With Russia halting natural gas supplies to western Europe, the ‘weaponisation’ of energy had lurked in everyone’s mind. Politicians prayed Moscow would never resort to this form of blackmail and the pipelines would remain uninterrupted.
This threat has been around for almost two decades, with little done in the meantime to end Europe’s over-reliance on Russia.
It started in March 2005 when Ukraine, allowing 80% of Russian gas exports to the EU to pass through it, decided to divert some of this natgas to its domestic market, infuriating state-controlled Gazprom.
With Kyiv owing Moscow mounting debts, Russia decided to punish Ukraine and shut down the supply.
As a result, Europe was the biggest loser in this equation.
Though the matter was resolved within ten months, the Kremlin did not trust its western neighbour and started devising an alternative plan.
Three years later, the matter resurfaced, alleging unpaid debts, but it had more to do with Moscow’s meddling in the Tymoshenko-Yanukovych rivalry.
The supply line was shut down again in January 2009 but quickly resolved when the two sides reached a new agreement.
However, this had an irreversible impact on Russia as a trusted energy supplier and Ukraine as a transit country.
Alternative routes were sought, and by the time the South Stream was heading from Russia through the Black Sea and onto the Balkans started taking shape, it was halted in December 2014 due to sanctions over Moscow’s annexation of Crimea and the EU’s demands for greater diversification.
Its significance was subsequently replaced by the Trans Adriatic Pipeline, carrying Azeri gas via Turkey and Greece to southern Europe.
In the meantime, thanks to its close ties to high-ranking German politicians, Gazprom developed a pair of new pipelines, this time supplying natgas from the Arctic and other Russian fields through the Baltic Sea and then to Germany, effectively accounting for 55% of the buyer’s needs.
Excited by its newfound love affair over gas, Germany was constantly treading on eggshells and turning a blind eye to human rights abuses in Russia and Moscow’s expansionist policy to the west.
And this, despite US pressure from early 2019 for Germany to rethink its pipedreams.

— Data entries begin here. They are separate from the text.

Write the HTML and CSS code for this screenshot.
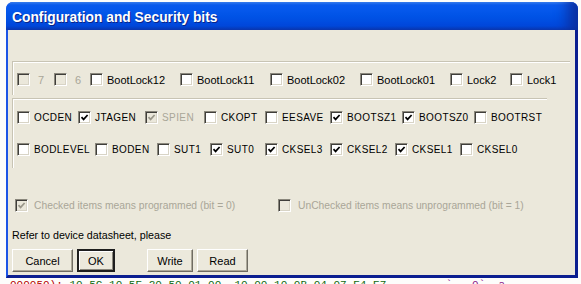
FILE: index.html
```html
<!DOCTYPE html>
<html lang="en">
<head>
    <meta charset="UTF-8">
    <title>Configuration and Security bits</title>
    <link rel="stylesheet" href="styles.css">
</head>
<body>
  <div class="win">
    <div class="titlebar">Configuration and Security bits</div>
    <div class="client">

      <div class="group group-lock">
        <div class="row row-lock">
          <span class="fuse off digit"><span class="cb"></span><span class="txt">7</span></span>
          <span class="fuse off digit"><span class="cb"></span><span class="txt">6</span></span>
          <span class="fuse"><span class="cb"></span><span class="txt">BootLock12</span></span>
          <span class="fuse"><span class="cb"></span><span class="txt">BootLock11</span></span>
          <span class="fuse"><span class="cb"></span><span class="txt">BootLock02</span></span>
          <span class="fuse"><span class="cb"></span><span class="txt">BootLock01</span></span>
          <span class="fuse"><span class="cb"></span><span class="txt">Lock2</span></span>
          <span class="fuse"><span class="cb"></span><span class="txt">Lock1</span></span>
        </div>
      </div>

      <div class="group group-fuse">
        <div class="row row-high">
          <span class="fuse"><span class="cb"></span><span class="txt">OCDEN</span></span>
          <span class="fuse"><span class="cb on"><svg viewBox="0 0 9 9"><path d="M1.5 4.2 L3.6 6.4 L7.6 2"/></svg></span><span class="txt">JTAGEN</span></span>
          <span class="fuse off"><span class="cb on"><svg viewBox="0 0 9 9"><path d="M1.5 4.2 L3.6 6.4 L7.6 2"/></svg></span><span class="txt">SPIEN</span></span>
          <span class="fuse"><span class="cb"></span><span class="txt">CKOPT</span></span>
          <span class="fuse"><span class="cb"></span><span class="txt">EESAVE</span></span>
          <span class="fuse"><span class="cb on"><svg viewBox="0 0 9 9"><path d="M1.5 4.2 L3.6 6.4 L7.6 2"/></svg></span><span class="txt">BOOTSZ1</span></span>
          <span class="fuse"><span class="cb on"><svg viewBox="0 0 9 9"><path d="M1.5 4.2 L3.6 6.4 L7.6 2"/></svg></span><span class="txt">BOOTSZ0</span></span>
          <span class="fuse"><span class="cb"></span><span class="txt">BOOTRST</span></span>
        </div>
        <div class="row row-low">
          <span class="fuse"><span class="cb"></span><span class="txt">BODLEVEL</span></span>
          <span class="fuse"><span class="cb"></span><span class="txt">BODEN</span></span>
          <span class="fuse"><span class="cb"></span><span class="txt">SUT1</span></span>
          <span class="fuse"><span class="cb on"><svg viewBox="0 0 9 9"><path d="M1.5 4.2 L3.6 6.4 L7.6 2"/></svg></span><span class="txt">SUT0</span></span>
          <span class="fuse"><span class="cb on"><svg viewBox="0 0 9 9"><path d="M1.5 4.2 L3.6 6.4 L7.6 2"/></svg></span><span class="txt">CKSEL3</span></span>
          <span class="fuse"><span class="cb on"><svg viewBox="0 0 9 9"><path d="M1.5 4.2 L3.6 6.4 L7.6 2"/></svg></span><span class="txt">CKSEL2</span></span>
          <span class="fuse"><span class="cb on"><svg viewBox="0 0 9 9"><path d="M1.5 4.2 L3.6 6.4 L7.6 2"/></svg></span><span class="txt">CKSEL1</span></span>
          <span class="fuse"><span class="cb"></span><span class="txt">CKSEL0</span></span>
        </div>
      </div>

      <div class="legend">
        <span class="fuse off legend-item"><span class="cb on"><svg viewBox="0 0 9 9"><path d="M1.5 4.2 L3.6 6.4 L7.6 2"/></svg></span><span class="txt">Checked items means programmed (bit = 0)</span></span>
        <span class="fuse off"><span class="cb"></span><span class="txt">UnChecked items means unprogrammed (bit = 1)</span></span>
      </div>

      <div class="note">Refer to device datasheet, please</div>

      <div class="buttons">
        <button class="btn btn-cancel">Cancel</button>
        <button class="btn btn-ok">OK</button>
        <button class="btn btn-write">Write</button>
        <button class="btn btn-read">Read</button>
      </div>
    </div>
  </div>

  <div class="console"><span class="addr">000050):</span> <span class="hex">10 5C 10 5E 20 50 01 00</span>  <span class="hex">10 00 10 0B 04 07 E4 E7</span>         <span class="chr">`   0`  a</span></div>
</body>
</html>
```

FILE: styles.css
```css
body{
  margin:0;
  background:#fdfdfb;
  font-family:"Liberation Sans", Arial, sans-serif;
  overflow:hidden;
}

/* dialog frame */
.win{
  margin:2px 0 0 6px;
  width:572px;
  height:276px;
  display:flex;
  flex-direction:column;
  border-radius:7px 7px 0 0;
  background:#0a3fd8;
  overflow:hidden;
}
.titlebar{
  height:28px;
  box-sizing:border-box;
  padding:4px 0 0 6px;
  line-height:24px;
  font-size:13.8px;
  font-weight:bold;
  color:#fff;
  text-shadow:1px 1px 0 #0b2487;
  background:linear-gradient(to bottom, #3d86f5 0px, #0a5cf0 3px, #0053e6 14px, #0048dc 24px, #0a37b0 28px);
  box-shadow:inset -18px 0 14px -8px #0b2fa0;
}
.client{
  flex:1;
  background:#ebe8db;
  border-left:2px solid #1c55e6;
  border-right:3px solid #0b1e90;
  border-bottom:3px solid #0b1e90;
  display:flex;
  flex-direction:column;
  font-size:11px;
  color:#000;
}

/* group boxes */
.group{
  margin-left:4px;
  border-top:1px solid #c8c4b4;
  border-left:1px solid #c8c4b4;
  box-shadow:inset 1px 1px 0 #fff;
  box-sizing:border-box;
}
.group-lock{
  margin-top:31px;
  width:558px;
  height:34px;
  padding:11px 0 0 4px;
}
.group-fuse{
  margin-top:3px;
  width:535px;
  height:70px;
  padding:12px 0 0 4px;
  display:flex;
  flex-direction:column;
  gap:19px;
}

.row{
  display:grid;
  align-items:center;
  height:13px;
}
.row-lock{ grid-template-columns:37px 36px 90px 90px 90px 90px 60px auto; }
.row-high{ grid-template-columns:61px 67px 59px 61px 65px 72px 72px auto; }
.row-low{ grid-template-columns:78px 62px 53px 55px 65px 65px 65px auto; }
.row-high,
.row-low{
  font-size:10px;
  letter-spacing:0.4px;
}

.fuse{
  display:flex;
  align-items:center;
  gap:4px;
  white-space:nowrap;
}
.digit{ gap:8px; }

/* classic sunken check box */
.cb{
  width:13px;
  height:13px;
  flex:none;
  box-sizing:border-box;
  border:1px solid;
  border-color:#8a877c #fff #fff #8a877c;
  box-shadow:inset 1px 1px 0 #3f3e3a, inset -1px -1px 0 #d8d4c6;
  background:#fff;
  display:flex;
  align-items:center;
  justify-content:center;
}
.cb svg{
  width:9px;
  height:9px;
}
.cb path{
  fill:none;
  stroke:#000;
  stroke-width:1.7;
}
.off .txt{ color:#a9a698; }
.off .cb{ background:#ebe8db; }
.off .cb path{ stroke:#9a978a; }

.legend{
  margin-top:31px;
  padding-left:7px;
  display:flex;
  height:13px;
  align-items:center;
  font-size:10.3px;
}
.legend-item{ width:263px; gap:6px; }
.legend .fuse:last-child{ gap:7px; }

.note{
  margin:17px 0 0 4px;
  height:13px;
  line-height:13px;
  font-size:10.7px;
}

.buttons{
  margin:7px 0 0 4px;
  display:flex;
  gap:4px;
}
.btn{
  height:23px;
  padding:0;
  font-family:"Liberation Sans", Arial, sans-serif;
  font-size:11px;
  color:#000;
  background:#ece9dc;
  border:1px solid;
  border-color:#fff #6f6c62 #6f6c62 #fff;
  box-shadow:inset -1px -1px 0 #aca899;
}
.btn-cancel{ width:61px; }
.btn-ok{
  width:38px;
  border:2px solid #1e1e1e;
  box-shadow:inset 1px 1px 0 #fff, inset -1px -1px 0 #8a877c;
}
.btn-write{ width:46px; margin-left:28px; }
.btn-read{ width:51px; }

/* console text behind the dialog */
.console{
  padding-left:10px;
  margin-top:1px;
  font-family:"Liberation Mono", monospace;
  font-size:11px;
  line-height:12px;
  white-space:pre;
}
.addr{ color:#b80000; }
.hex{ color:#106a10; }
.chr{ color:#8a1a8a; }
```
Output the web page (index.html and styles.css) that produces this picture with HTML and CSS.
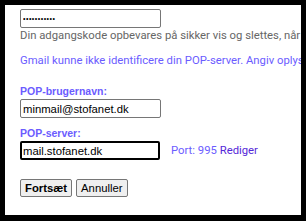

After a turbulent three years, Berlin eventually succumbed and revoked the licensing for Nord Stream 2, which would have made the EU’s biggest economy hostage to Vladimir Putin’s whims when Moscow was already massing troops on Ukraine’s borders.
In the aftermath of the war in Ukraine, Chancellor Olaf Scholz’s pride has come out wounded, with Germany’s role as the EU’s policymaker also doubtful.
With Germany reducing its dependence on Russian gas to about 35% of its needs and storing some 33%, the energy-thirsty industrial giant is seeking alternative sources and fast.
Even Commission chief Ursula von der Leyen’s ‘Green Deal’ and quicker switch to renewables is no longer an anathema and is being digested better.
With France never abandoning its nuclear programme, Germany also has second thoughts, as the standoff between Moscow and Brussels becomes tougher, with more sanctions on the horizon.
Greece, which is reviving its high-emission lignite programme, albeit for the short term, has shown solidarity to neighbouring Bulgaria, whose Russian supplies were abruptly terminated this week.
Turkey has once again become indispensable, with western Europe saying it needs its ties with Ankara, while on the other hand turning a shameful blind eye to the gross human rights violations, including the jailing of Erdogan’s Public Enemy Number 3 (after Gulen and Ocalan), Kavala.
Perhaps, now, Germany will abandon its view of the north-south division and seek alternative and clean energy supplies from warmer climes.
Ironically, the ‘poorer’ southern EU and Mediterranean neighbours have made huge offshore gas discoveries in recent years, while all-year sun power will generate solar resources at a fraction of importing natgas on the Continent.
All it needs is to fast track electricity interconnectors to transfer this cheap energy resource.